Section 3. Election, Designation, and Term of Office of Directors. The currently serving Board of Directors shall serve until their successors have been elected or until the earlier of their death, resignation or removal. The currently serving Board of Directors are divided into two (2) approximately equal groups and designated to serve staggered two (2) year terms so that every other year only approximately half of the positions on the Board of Directors will come up for election. The term of office of each member of the Board of Directors shall be two (2) years. However, if all of the directors to be elected are not elected at any regular meeting, they may be elected at any special members’ meeting held for that purpose or by written or electronic ballot. Each member of the Board of Directors, including a member of the Board of Directors selected to fill a vacancy, shall hold office until expiration of the term for which elected and until a successor has been elected and qualified.

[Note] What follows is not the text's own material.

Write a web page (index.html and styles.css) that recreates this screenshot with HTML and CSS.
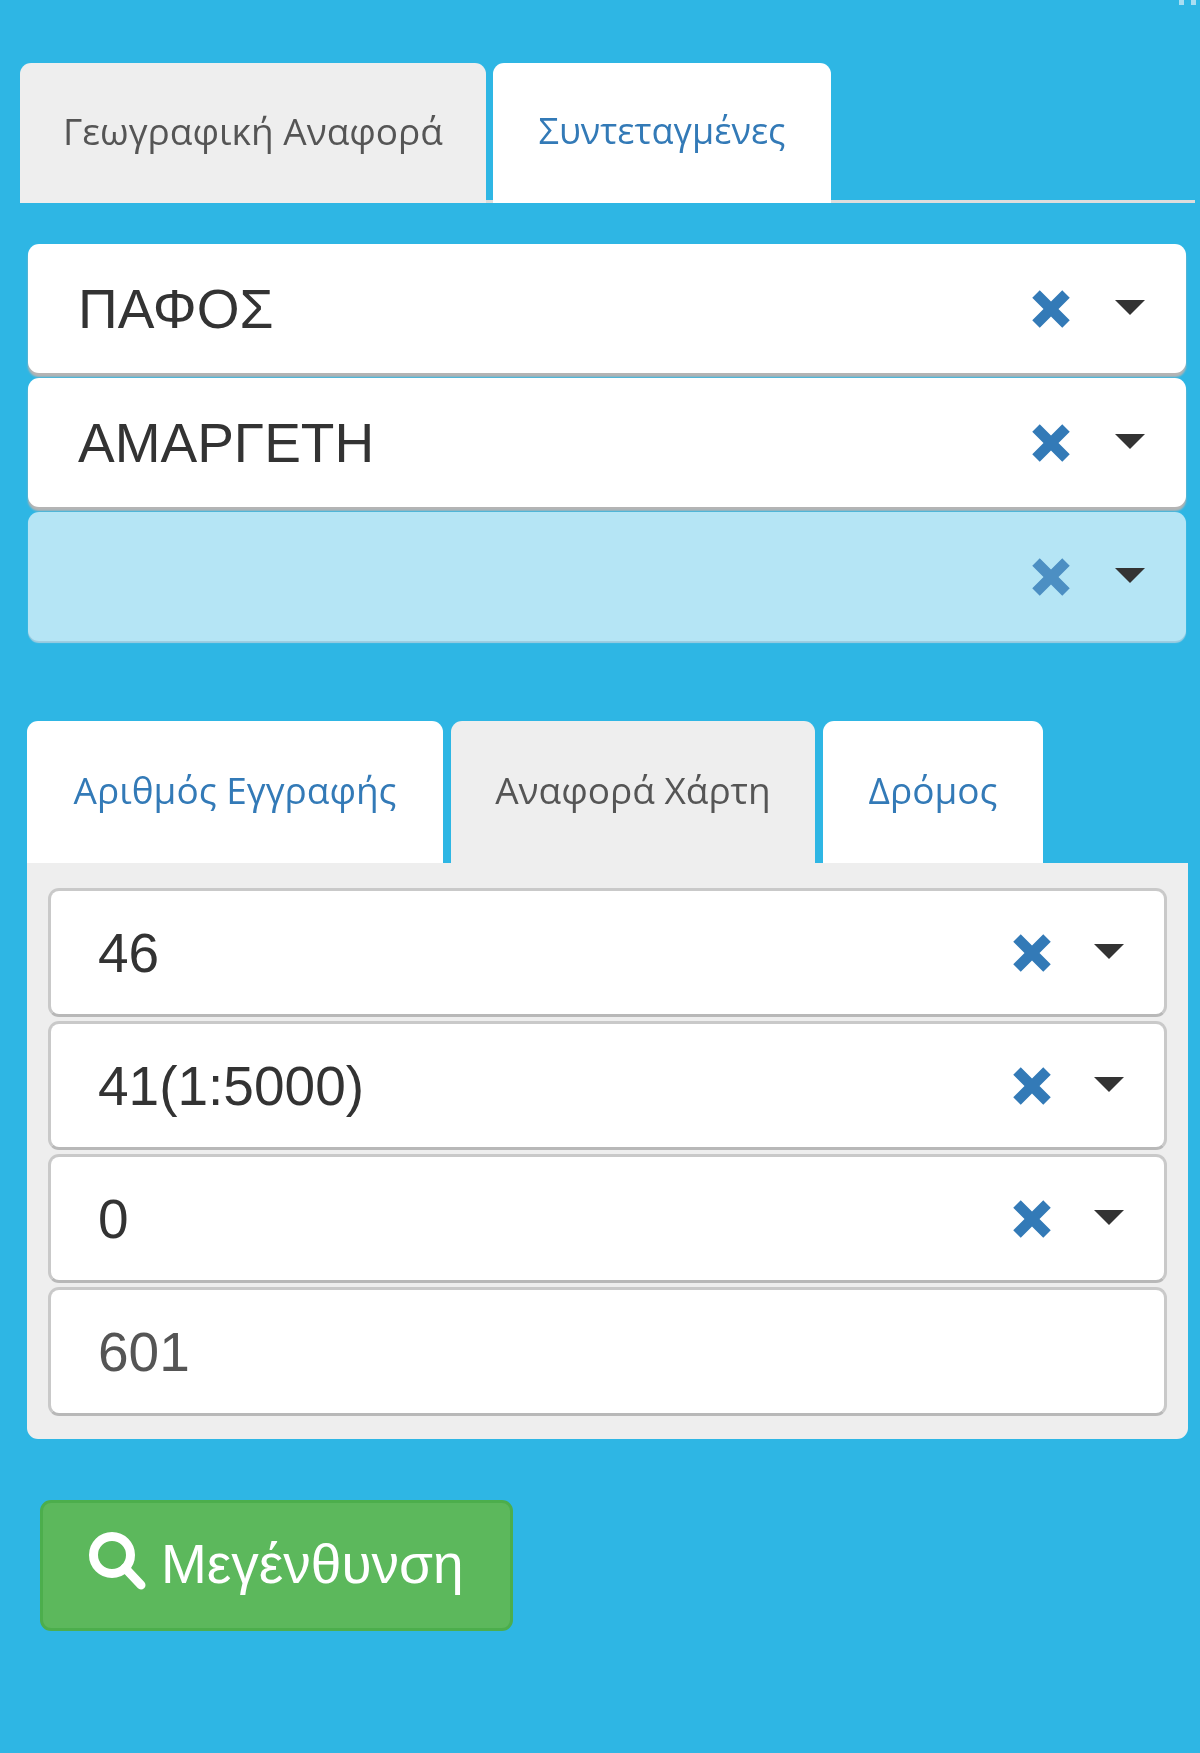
FILE: index.html
```html
<!DOCTYPE html>
<html lang="el">
<head>
<meta charset="utf-8">
<title>Μεγένθυνση</title>
<link rel="stylesheet" href="styles.css">
</head>
<body>
<div class="dots"><i></i><i></i></div>
<nav class="tabs top-tabs">
  <a class="tab tab-geo muted">Γεωγραφική Αναφορά</a>
  <a class="tab tab-coord">Συντεταγμένες</a>
</nav>
<section class="stack top-stack">
  <div class="field"><span class="value caps">ΠΑΦΟΣ</span><svg class="x" viewBox="0 0 40 40"><path d="M5 11 11 5l9 9 9-9 6 6-9 9 9 9-6 6-9-9-9 9-6-6 9-9z"/></svg><span class="caret"></span></div>
  <div class="field"><span class="value caps">ΑΜΑΡΓΕΤΗ</span><svg class="x" viewBox="0 0 40 40"><path d="M5 11 11 5l9 9 9-9 6 6-9 9 9 9-6 6-9-9-9 9-6-6 9-9z"/></svg><span class="caret"></span></div>
  <div class="field disabled"><span class="value"></span><svg class="x" viewBox="0 0 40 40"><path d="M5 11 11 5l9 9 9-9 6 6-9 9 9 9-6 6-9-9-9 9-6-6 9-9z"/></svg><span class="caret"></span></div>
</section>
<nav class="tabs sub-tabs">
  <a class="tab tab-num">Αριθμός Εγγραφής</a>
  <a class="tab tab-map muted">Αναφορά Χάρτη</a>
  <a class="tab tab-road">Δρόμος</a>
</nav>
<section class="panel">
  <div class="field inner"><span class="value">46</span><svg class="x" viewBox="0 0 40 40"><path d="M5 11 11 5l9 9 9-9 6 6-9 9 9 9-6 6-9-9-9 9-6-6 9-9z"/></svg><span class="caret"></span></div>
  <div class="field inner"><span class="value">41(1:5000)</span><svg class="x" viewBox="0 0 40 40"><path d="M5 11 11 5l9 9 9-9 6 6-9 9 9 9-6 6-9-9-9 9-6-6 9-9z"/></svg><span class="caret"></span></div>
  <div class="field inner"><span class="value">0</span><svg class="x" viewBox="0 0 40 40"><path d="M5 11 11 5l9 9 9-9 6 6-9 9 9 9-6 6-9-9-9 9-6-6 9-9z"/></svg><span class="caret"></span></div>
  <div class="field inner"><span class="value plain">601</span></div>
</section>
<button class="zoom-btn" type="button"><svg class="search" viewBox="0 0 60 60"><circle cx="24" cy="24" r="18.5"/><path d="M37 37 53 54"/></svg><span>Μεγένθυνση</span></button>
</body>
</html>
```
FILE: styles.css
```css
* { box-sizing: border-box; }
html, body { margin: 0; }
body {
  position: relative;
  width: 1200px;
  height: 1753px;
  overflow: hidden;
  padding: 63px 5px 0 20px;
  background: #2eb6e4;
  font-family: "Liberation Sans", Arial, sans-serif;
  color: #333;
}
.dots { position: absolute; top: 0; right: 4px; display: flex; gap: 7px; }
.dots i { width: 5px; height: 5px; background: #a9def2; }
.tabs, .stack, .panel, .zoom-btn { filter: blur(.6px); }
.tabs { display: flex; gap: 8px; }
.tab {
  display: flex;
  align-items: center;
  justify-content: center;
  background: #fff;
  color: #337ab7;
  border-radius: 11px 11px 0 0;
  font-family: "Open Sans", sans-serif;
  font-size: 37px;
}
.tab.muted { background: #eee; color: #555; }
.top-tabs { height: 140px; gap: 7px; border-bottom: 3px solid #ddd; }
.top-tabs .tab { height: 140px; padding-bottom: 6px; }
.tab-geo { width: 466px; }
.tab-coord { width: 338px; font-size: 36px; }
.stack { display: flex; flex-direction: column; gap: 5px; margin: 41px 9px 0 8px; }
.field {
  display: flex;
  align-items: center;
  height: 129px;
  padding: 0 41px 0 50px;
  background: #fff;
  border-radius: 11px;
  box-shadow: 0 4px 2px #b4b4b4;
  font-size: 55px;
  color: #333;
}
.value { flex: 1; }
.disabled { background: #b5e5f5; box-shadow: 0 2px 1px #9fcde0; }
.disabled .x { opacity: .8; }
.x { width: 50px; height: 50px; margin-right: 39px; fill: #337ab7; }
.caret {
  width: 0;
  height: 0;
  margin-top: -2px;
  border-left: 15px solid transparent;
  border-right: 15px solid transparent;
  border-top: 15px solid #333;
}
.sub-tabs { margin: 80px 0 0 7px; height: 142px; }
.sub-tabs .tab { padding-bottom: 6px; }
.tab-num { width: 416px; }
.tab-map { width: 364px; }
.tab-road { width: 220px; }
.panel {
  display: flex;
  flex-direction: column;
  gap: 4px;
  width: 1161px;
  margin-left: 7px;
  padding: 25px 21px 23px;
  background: #eee;
  border-radius: 0 0 11px 11px;
}
.inner { border: 3px solid #c9c9c9; border-bottom-color: #b8b8b8; box-shadow: none; padding-left: 47px; padding-right: 40px; }
.inner .x { margin-right: 37px; }
.plain { color: #555; }
.zoom-btn {
  display: flex;
  align-items: center;
  gap: 13px;
  width: 473px;
  height: 131px;
  margin: 61px 0 0 20px;
  padding: 0 0 4px 45px;
  background: #5cb85c;
  border: 3px solid #4cae4c;
  border-radius: 11px;
  color: #fff;
  font-family: "Liberation Sans", Arial, sans-serif;
  font-size: 55px;
}
.search { width: 60px; height: 60px; margin-top: -6px; fill: none; stroke: #fff; stroke-width: 9; stroke-linecap: round; }
```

Members of the Board of Directors may serve any number of consecutive terms.
Section 3.1 Directors Emeritus. Past members of the Board of Directors are entitled to represent themselves as a Director Emeritus; however, directors removed by the membership of the Organization shall be ineligible to represent themselves in this capacity. The title of Director Emeritus is an honorific and such Director Emeritus shall not be required to attend meetings of the Board of Directors.
Section 3.1 South Beach Yacht Club Representative. In the event that the South Beach Yacht Club selects one of its members to serve on the Board of Director the Board of Directors may appoint such person to be a member of the Board of Directors.

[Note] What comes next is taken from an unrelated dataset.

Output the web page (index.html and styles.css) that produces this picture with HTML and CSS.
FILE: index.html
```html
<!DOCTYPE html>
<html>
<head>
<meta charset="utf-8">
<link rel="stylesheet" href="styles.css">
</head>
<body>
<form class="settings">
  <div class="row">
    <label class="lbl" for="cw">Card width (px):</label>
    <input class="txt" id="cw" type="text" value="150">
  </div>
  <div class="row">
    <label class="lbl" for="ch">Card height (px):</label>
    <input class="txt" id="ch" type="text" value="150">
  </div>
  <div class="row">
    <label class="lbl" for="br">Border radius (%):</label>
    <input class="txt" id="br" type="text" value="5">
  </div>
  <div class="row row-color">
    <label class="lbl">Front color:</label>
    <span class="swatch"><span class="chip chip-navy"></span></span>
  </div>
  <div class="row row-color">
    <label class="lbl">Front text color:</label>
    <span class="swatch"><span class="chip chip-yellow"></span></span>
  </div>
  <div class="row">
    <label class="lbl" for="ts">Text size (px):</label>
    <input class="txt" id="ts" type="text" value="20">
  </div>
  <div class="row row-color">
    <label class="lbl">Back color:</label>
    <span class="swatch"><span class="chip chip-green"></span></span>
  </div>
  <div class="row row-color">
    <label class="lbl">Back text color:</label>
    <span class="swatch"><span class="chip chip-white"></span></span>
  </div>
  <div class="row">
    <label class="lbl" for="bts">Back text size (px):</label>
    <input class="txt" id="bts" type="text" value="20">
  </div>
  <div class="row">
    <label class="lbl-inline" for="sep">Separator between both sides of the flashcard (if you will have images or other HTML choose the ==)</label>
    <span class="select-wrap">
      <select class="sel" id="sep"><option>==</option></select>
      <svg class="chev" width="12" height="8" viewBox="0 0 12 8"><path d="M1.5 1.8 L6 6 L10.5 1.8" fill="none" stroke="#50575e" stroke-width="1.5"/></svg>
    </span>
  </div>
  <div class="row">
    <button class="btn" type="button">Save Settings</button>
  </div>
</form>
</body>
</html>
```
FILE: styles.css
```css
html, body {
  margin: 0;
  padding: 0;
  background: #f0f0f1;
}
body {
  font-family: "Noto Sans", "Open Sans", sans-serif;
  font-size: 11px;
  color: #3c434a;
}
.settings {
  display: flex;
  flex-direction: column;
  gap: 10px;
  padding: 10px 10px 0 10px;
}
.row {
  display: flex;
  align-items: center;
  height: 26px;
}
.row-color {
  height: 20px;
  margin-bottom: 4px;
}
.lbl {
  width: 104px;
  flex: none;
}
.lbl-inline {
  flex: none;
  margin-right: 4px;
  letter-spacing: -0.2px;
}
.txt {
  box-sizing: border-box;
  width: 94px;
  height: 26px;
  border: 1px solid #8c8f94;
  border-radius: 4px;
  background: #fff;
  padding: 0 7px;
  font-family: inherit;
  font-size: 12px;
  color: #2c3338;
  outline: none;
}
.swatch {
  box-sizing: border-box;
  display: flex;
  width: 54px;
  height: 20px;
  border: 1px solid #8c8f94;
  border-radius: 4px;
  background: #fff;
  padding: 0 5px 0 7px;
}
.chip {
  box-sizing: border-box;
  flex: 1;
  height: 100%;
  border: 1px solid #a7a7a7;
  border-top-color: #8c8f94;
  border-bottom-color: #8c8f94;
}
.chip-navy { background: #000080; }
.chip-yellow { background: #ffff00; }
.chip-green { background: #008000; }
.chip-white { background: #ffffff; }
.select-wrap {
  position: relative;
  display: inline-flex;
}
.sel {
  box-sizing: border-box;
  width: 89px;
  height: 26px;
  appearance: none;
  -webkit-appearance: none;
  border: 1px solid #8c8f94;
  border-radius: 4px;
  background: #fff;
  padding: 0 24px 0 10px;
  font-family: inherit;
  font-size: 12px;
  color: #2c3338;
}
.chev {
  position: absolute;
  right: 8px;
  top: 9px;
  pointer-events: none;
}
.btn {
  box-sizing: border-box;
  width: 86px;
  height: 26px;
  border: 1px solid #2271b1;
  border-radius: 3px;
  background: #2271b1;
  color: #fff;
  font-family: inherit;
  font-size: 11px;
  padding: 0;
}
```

Section 4. Vacancies. A vacancy shall be deemed to exist on the Board of Directors in the event that the actual number of directors is less than the authorized number of directors for any reason. Vacancies may be filled by the remaining directors (unless the vacancy was created by removal of a director by the members of the Organization) or by the members of the Organization, for the unexpired portion of the term.
Section 5. Meetings. The Board of Directors shall meet within a reasonable period of time after each regular annual meeting of members of the Organization for purposes of organization, election of officers, and transaction of other business. Other regular meetings of the Board of Directors shall be held at such times as are fixed by the Board of Directors.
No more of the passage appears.